Breaches of the regime, which is policed by the European Commission itself, can attract fines of up to 10% of global annual turnover — or billions of euros apiece — so the consequences for violating these rules are sizeable enough that Big Tech can’t simply ignore them. However attempts to see how far platform giants can push their luck with regulators, and minimize any concessions they do make, looks likely.

Indeed, Meta may well be setting the pace here. (But it’s the Commission who will set the tone — through its enforcement of the DMA.)

The quality of user consent referred under the DMA is regulated under another (longer standing) EU law called the General Data Protection Regulation (GDPR).

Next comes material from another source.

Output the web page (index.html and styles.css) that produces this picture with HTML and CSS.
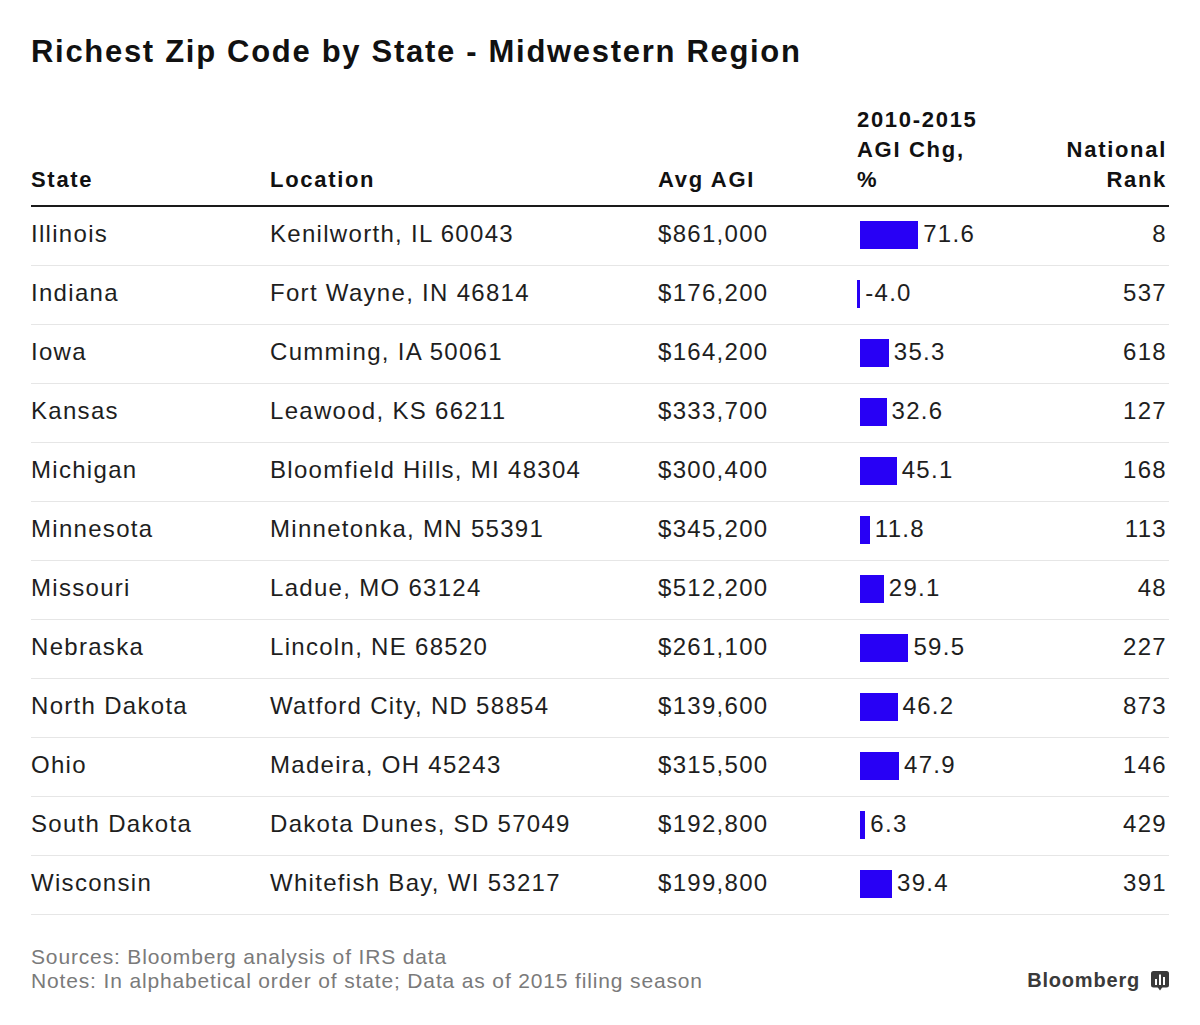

Under GDPR consent must be informed, specific (unbundled) and freely given if it is to be valid. And the choices Meta has defined and is presenting today will, ultimately, have to be assessed under that standard. So, for example, it will be up to EU regulators to decide whether a choice where the ability of users to play Facebook games with their friends is withheld unless they agree to Meta’s cross-site tracking and profiling of their activity on its platforms meets the GDPR bar for consent to be “freely given” or not.

An ex ante reform of digital competition law in Germany already led to Meta making some concessions over cross-site tracking last June. But where the German law is national, the DMA applies across the EU, EEA and Switzerland — so the EU regulation is expected to play a bigger role in reshaping platform power.